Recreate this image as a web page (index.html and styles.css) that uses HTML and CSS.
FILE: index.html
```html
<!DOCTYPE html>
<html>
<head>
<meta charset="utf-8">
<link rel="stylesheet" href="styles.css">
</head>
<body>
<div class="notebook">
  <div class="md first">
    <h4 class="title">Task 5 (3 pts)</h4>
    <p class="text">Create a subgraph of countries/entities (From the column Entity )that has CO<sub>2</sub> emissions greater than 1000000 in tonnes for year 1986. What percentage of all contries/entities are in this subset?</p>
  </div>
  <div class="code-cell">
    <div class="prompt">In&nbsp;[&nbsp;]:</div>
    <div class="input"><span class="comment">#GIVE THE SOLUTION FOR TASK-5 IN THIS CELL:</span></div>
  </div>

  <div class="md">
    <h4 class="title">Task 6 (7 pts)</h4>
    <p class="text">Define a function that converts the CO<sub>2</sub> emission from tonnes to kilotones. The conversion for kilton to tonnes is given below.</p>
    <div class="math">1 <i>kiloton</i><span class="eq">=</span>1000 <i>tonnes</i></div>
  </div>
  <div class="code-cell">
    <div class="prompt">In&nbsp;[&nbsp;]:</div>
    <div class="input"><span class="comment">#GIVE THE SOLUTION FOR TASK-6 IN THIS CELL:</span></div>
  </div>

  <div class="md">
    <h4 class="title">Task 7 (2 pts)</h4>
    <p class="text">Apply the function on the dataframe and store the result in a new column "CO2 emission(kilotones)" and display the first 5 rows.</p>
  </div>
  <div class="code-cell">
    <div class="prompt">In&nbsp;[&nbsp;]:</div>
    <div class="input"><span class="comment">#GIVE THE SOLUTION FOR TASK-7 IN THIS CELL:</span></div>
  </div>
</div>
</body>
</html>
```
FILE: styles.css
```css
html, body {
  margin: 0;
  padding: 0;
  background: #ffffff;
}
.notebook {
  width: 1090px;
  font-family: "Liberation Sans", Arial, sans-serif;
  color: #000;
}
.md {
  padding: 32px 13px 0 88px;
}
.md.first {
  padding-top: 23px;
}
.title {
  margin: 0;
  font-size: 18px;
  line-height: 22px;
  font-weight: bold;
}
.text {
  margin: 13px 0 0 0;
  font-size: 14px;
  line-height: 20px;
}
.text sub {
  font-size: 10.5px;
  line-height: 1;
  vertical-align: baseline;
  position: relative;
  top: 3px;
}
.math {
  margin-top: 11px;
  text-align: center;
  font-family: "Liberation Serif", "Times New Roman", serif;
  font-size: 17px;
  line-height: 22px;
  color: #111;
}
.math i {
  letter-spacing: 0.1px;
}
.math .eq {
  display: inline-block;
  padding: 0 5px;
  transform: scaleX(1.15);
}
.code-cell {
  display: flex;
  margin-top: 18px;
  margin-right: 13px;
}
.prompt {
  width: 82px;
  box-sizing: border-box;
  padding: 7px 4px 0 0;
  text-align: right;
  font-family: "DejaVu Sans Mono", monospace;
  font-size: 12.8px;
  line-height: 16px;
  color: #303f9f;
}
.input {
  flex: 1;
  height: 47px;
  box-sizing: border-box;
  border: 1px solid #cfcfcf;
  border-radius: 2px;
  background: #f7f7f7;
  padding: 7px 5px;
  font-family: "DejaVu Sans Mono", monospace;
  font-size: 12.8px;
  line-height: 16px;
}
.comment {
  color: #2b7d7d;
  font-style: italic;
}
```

◆ ◆ ◆ ◆

**Exercise details:**
Type the material above out again, exactly.

**Exercise response:**
Recreate this image as a web page (index.html and styles.css) that uses HTML and CSS.
FILE: index.html
```html
<!DOCTYPE html>
<html>
<head>
<meta charset="utf-8">
<link rel="stylesheet" href="styles.css">
</head>
<body>
<div class="notebook">
  <div class="md first">
    <h4 class="title">Task 5 (3 pts)</h4>
    <p class="text">Create a subgraph of countries/entities (From the column Entity )that has CO<sub>2</sub> emissions greater than 1000000 in tonnes for year 1986. What percentage of all contries/entities are in this subset?</p>
  </div>
  <div class="code-cell">
    <div class="prompt">In&nbsp;[&nbsp;]:</div>
    <div class="input"><span class="comment">#GIVE THE SOLUTION FOR TASK-5 IN THIS CELL:</span></div>
  </div>

  <div class="md">
    <h4 class="title">Task 6 (7 pts)</h4>
    <p class="text">Define a function that converts the CO<sub>2</sub> emission from tonnes to kilotones. The conversion for kilton to tonnes is given below.</p>
    <div class="math">1 <i>kiloton</i><span class="eq">=</span>1000 <i>tonnes</i></div>
  </div>
  <div class="code-cell">
    <div class="prompt">In&nbsp;[&nbsp;]:</div>
    <div class="input"><span class="comment">#GIVE THE SOLUTION FOR TASK-6 IN THIS CELL:</span></div>
  </div>

  <div class="md">
    <h4 class="title">Task 7 (2 pts)</h4>
    <p class="text">Apply the function on the dataframe and store the result in a new column "CO2 emission(kilotones)" and display the first 5 rows.</p>
  </div>
  <div class="code-cell">
    <div class="prompt">In&nbsp;[&nbsp;]:</div>
    <div class="input"><span class="comment">#GIVE THE SOLUTION FOR TASK-7 IN THIS CELL:</span></div>
  </div>
</div>
</body>
</html>
```
FILE: styles.css
```css
html, body {
  margin: 0;
  padding: 0;
  background: #ffffff;
}
.notebook {
  width: 1090px;
  font-family: "Liberation Sans", Arial, sans-serif;
  color: #000;
}
.md {
  padding: 32px 13px 0 88px;
}
.md.first {
  padding-top: 23px;
}
.title {
  margin: 0;
  font-size: 18px;
  line-height: 22px;
  font-weight: bold;
}
.text {
  margin: 13px 0 0 0;
  font-size: 14px;
  line-height: 20px;
}
.text sub {
  font-size: 10.5px;
  line-height: 1;
  vertical-align: baseline;
  position: relative;
  top: 3px;
}
.math {
  margin-top: 11px;
  text-align: center;
  font-family: "Liberation Serif", "Times New Roman", serif;
  font-size: 17px;
  line-height: 22px;
  color: #111;
}
.math i {
  letter-spacing: 0.1px;
}
.math .eq {
  display: inline-block;
  padding: 0 5px;
  transform: scaleX(1.15);
}
.code-cell {
  display: flex;
  margin-top: 18px;
  margin-right: 13px;
}
.prompt {
  width: 82px;
  box-sizing: border-box;
  padding: 7px 4px 0 0;
  text-align: right;
  font-family: "DejaVu Sans Mono", monospace;
  font-size: 12.8px;
  line-height: 16px;
  color: #303f9f;
}
.input {
  flex: 1;
  height: 47px;
  box-sizing: border-box;
  border: 1px solid #cfcfcf;
  border-radius: 2px;
  background: #f7f7f7;
  padding: 7px 5px;
  font-family: "DejaVu Sans Mono", monospace;
  font-size: 12.8px;
  line-height: 16px;
}
.comment {
  color: #2b7d7d;
  font-style: italic;
}
```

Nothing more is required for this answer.